[Start Listed records]
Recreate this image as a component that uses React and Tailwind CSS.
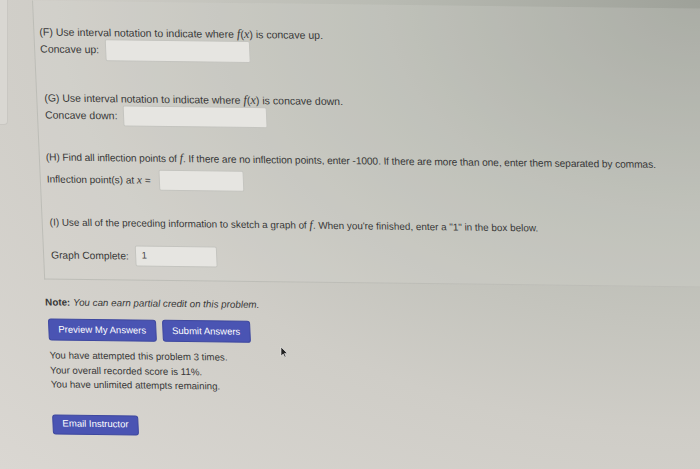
import React from "react";

const serif = "font-['Liberation_Serif',serif] italic";

function Field({ value, className }) {
  return (
    <div
      className={`rounded-[2px] border border-[#c4c4bf] bg-[#e6e5e1] px-[6px] flex items-center text-[9.5px] text-[#444] ${className}`}
    >
      {value}
    </div>
  );
}

function Btn({ children, className }) {
  return (
    <div
      className={`rounded-[3px] bg-[#4a54b3] border border-[#3d479f] px-[9px] flex items-center text-[9.5px] text-white ${className}`}
    >
      {children}
    </div>
  );
}

export default function App() {
  return (
    <div className="relative w-[700px] h-[469px] overflow-hidden bg-[radial-gradient(ellipse_at_100%_0%,#9ea199_0%,#b9bbb3_32%,#cfcdc7_65%,#dad7d2_100%)] font-['Liberation_Sans',Arial,sans-serif] text-[#383838]">
      <div className="absolute left-0 top-0 h-[125px] w-[8px] rounded-br-[4px] bg-[#d9d7d2] border-r border-b border-[#c9c7c2]" />

      <div className="origin-top-left skew-x-[2.5deg] skew-y-[0.7deg] pl-[32px]">
        {/* problem well */}
        <div className="w-[720px] h-[279px] border-l border-b border-[#bdbdb7] bg-[#dcdbd6]/20 pl-[5px] pt-[24px]">
          <div className="text-[10.5px] leading-[14px]">
            (F) Use interval notation to indicate where{" "}
            <span className={`${serif} text-[12.5px]`}>f</span>(
            <span className={`${serif} text-[12.5px]`}>x</span>) is concave up.
          </div>
          <div className="flex items-center gap-[6px] text-[10.5px]">
            <span>Concave up:</span>
            <Field className="w-[145px] h-[22px]" />
          </div>

          <div className="text-[10.5px] leading-[14px] mt-[30px] ml-[2px]">
            (G) Use interval notation to indicate where{" "}
            <span className={`${serif} text-[12.5px]`}>f</span>(
            <span className={`${serif} text-[12.5px]`}>x</span>) is concave down.
          </div>
          <div className="flex items-center gap-[6px] ml-[2px] text-[10.5px]">
            <span>Concave down:</span>
            <Field className="w-[144px] h-[21px]" />
          </div>

          <div className="text-[10.2px] leading-[14px] mt-[24px] ml-[1px] tracking-[-0.1px]">
            (H) Find all inflection points of{" "}
            <span className={`${serif} text-[12px]`}>f</span>. If there are no inflection points, enter -1000. If there are more than one, enter them separated by commas.
          </div>
          <div className="flex items-center gap-[8px] mt-[4px] ml-[1px] text-[10px]">
            <span>
              Inflection point(s) at <span className={`${serif} text-[11.5px]`}>x</span> =
            </span>
            <Field className="w-[85px] h-[21px]" />
          </div>

          <div className="text-[9.9px] leading-[14px] mt-[25px] ml-[2px]">
            (I) Use all of the preceding information to sketch a graph of{" "}
            <span className={`${serif} text-[12px]`}>f</span>. When you're finished, enter a "1" in the box below.
          </div>
          <div className="flex items-center gap-[6px] mt-[15px] ml-[2px] text-[10.2px]">
            <span>Graph Complete:</span>
            <Field value="1" className="w-[82px] h-[21px]" />
          </div>
        </div>

        {/* below the well */}
        <div className="pt-[16px]">
          <div className="text-[9.8px] leading-[14px]">
            <span className="font-bold">Note:</span>{" "}
            <span className="italic">You can earn partial credit on this problem.</span>
          </div>
          <div className="flex gap-[6px] mt-[9px] ml-[2px]">
            <Btn className="h-[22px]">Preview My Answers</Btn>
            <Btn className="h-[22px]">Submit Answers</Btn>
          </div>
          <div className="mt-[8px] ml-[2px] text-[9.7px] leading-[14.5px]">
            <div>You have attempted this problem 3 times.</div>
            <div>Your overall recorded score is 11%.</div>
            <div>You have unlimited attempts remaining.</div>
          </div>
          <div className="mt-[22px] ml-[2px] flex">
            <Btn className="h-[20px] px-[8px]">Email Instructor</Btn>
          </div>
        </div>
      </div>

      {/* mouse pointer */}
      <svg className="absolute left-[280px] top-[346px]" width="8" height="12" viewBox="0 0 8 12">
        <path d="M1 1 L1 10 L3.2 8 L4.8 11.2 L6 10.6 L4.5 7.4 L7.4 7.4 Z" fill="#222" stroke="#eee" strokeWidth="0.6" />
      </svg>
    </div>
  );
}
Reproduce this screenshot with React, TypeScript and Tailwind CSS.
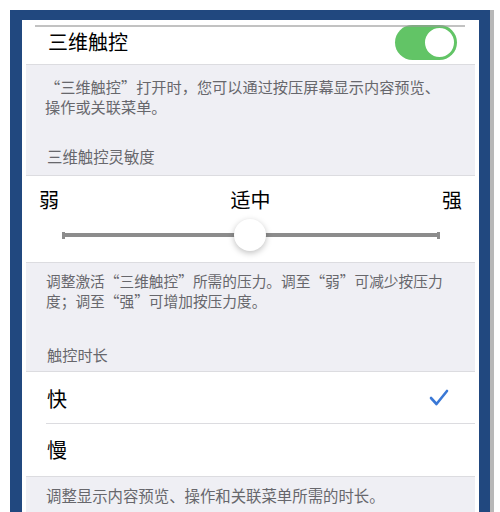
const FONT = { fontFamily: '"Noto Sans CJK SC", "Noto Sans", sans-serif' };

function Toggle() {
  return (
    <div className="w-[62px] h-[35px] rounded-full bg-[#62c466] flex items-center justify-end pr-[1px]">
      <div className="w-[33px] h-[33px] rounded-full bg-white border-2 border-[#62c466]" />
    </div>
  );
}

function Check() {
  return (
    <svg width="20" height="18" viewBox="0 0 20 18" fill="none">
      <polyline points="2,9 7.5,15 18,2" stroke="#3a78d6" strokeWidth="2.6" strokeLinecap="round" strokeLinejoin="round" />
    </svg>
  );
}

export default function App() {
  return (
    <div className="w-[500px] h-[512px] overflow-hidden bg-white pt-[10px] pl-[10px]" style={FONT}>
      <div className="w-[484px] h-[520px] bg-[#21487f] border-r-4 border-[#b8b8b8] pt-[10px] pl-[12px] pr-[11px]">
        <div className="relative h-full bg-white px-[4px] flex flex-col">
          <div className="absolute top-[5px] left-[13px] right-[14px] h-[2px] bg-[#9a9a9a] opacity-60" />

          {/* 三维触控 */}
          <div className="h-[45px] flex items-center justify-between pl-[22px] pr-[18px] border-b border-[#dcdce0]">
            <span className="text-[20px] leading-6 text-black">三维触控</span>
            <Toggle />
          </div>

          <div className="bg-[#efeff4] pt-[11px] pb-[9px] pl-[19px] text-[15.2px] leading-[20px] text-[#67676c]">
            <div className="whitespace-nowrap">“三维触控”打开时，您可以通过按压屏幕显示内容预览、</div>
            <div className="whitespace-nowrap">操作或关联菜单。</div>
            <div className="mt-[30px] pl-[2px] text-[15.4px]">三维触控灵敏度</div>
          </div>

          {/* slider */}
          <div className="h-[88px] bg-white border-y border-[#dcdce0] pt-[12px] flex flex-col">
            <div className="flex items-center justify-between px-[13px] text-[20px] leading-6 text-black">
              <span>弱</span>
              <span>适中</span>
              <span>强</span>
            </div>
            <div className="mt-[7px] pl-[36px] pr-[35px] relative h-[32px] flex items-center">
              <div className="w-[3px] h-[7px] bg-[#8c8c8c]" />
              <div className="flex-1 h-[4px] bg-[#8c8c8c]" />
              <div className="w-[3px] h-[7px] bg-[#8c8c8c]" />
              <div className="absolute left-[208px] top-0 w-[32px] h-[32px] rounded-full bg-white shadow-[0_2px_6px_rgba(0,0,0,0.25)]" />
            </div>
          </div>

          <div className="bg-[#efeff4] pt-[8px] pb-[7px] pl-[20px] text-[14.7px] leading-[20px] text-[#67676c]">
            <div className="whitespace-nowrap">调整激活“三维触控”所需的压力。调至“弱”可减少按压力</div>
            <div className="whitespace-nowrap">度；调至“强”可增加按压力度。</div>
            <div className="mt-[33px] pl-[1px] text-[15.2px]">触控时长</div>
          </div>

          {/* 快 / 慢 */}
          <div className="bg-white border-y border-[#dcdce0]">
            <div className="h-[51px] flex items-center justify-between pl-[21px] pr-[26px] text-[20px] text-black">
              <span className="mt-[3px]">快</span>
              <Check />
            </div>
            <div className="ml-[20px] h-px bg-[#dcdce0]" />
            <div className="h-[52px] flex items-center pl-[21px] text-[20px] text-black">
              <span>慢</span>
            </div>
          </div>

          <div className="flex-1 bg-[#efeff4] pt-[8px] pl-[20px] text-[15.4px] leading-[20px] text-[#67676c]">
            <div className="whitespace-nowrap">调整显示内容预览、操作和关联菜单所需的时长。</div>
          </div>
        </div>
      </div>
    </div>
  );
}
[End Listed records]
◆ Exercise description ◆
Filter the records above for "React" and copy every matching line.

◆ The solution ◆
Recreate this image as a component that uses React and Tailwind CSS.
import React from "react";
Reproduce this screenshot with React, TypeScript and Tailwind CSS.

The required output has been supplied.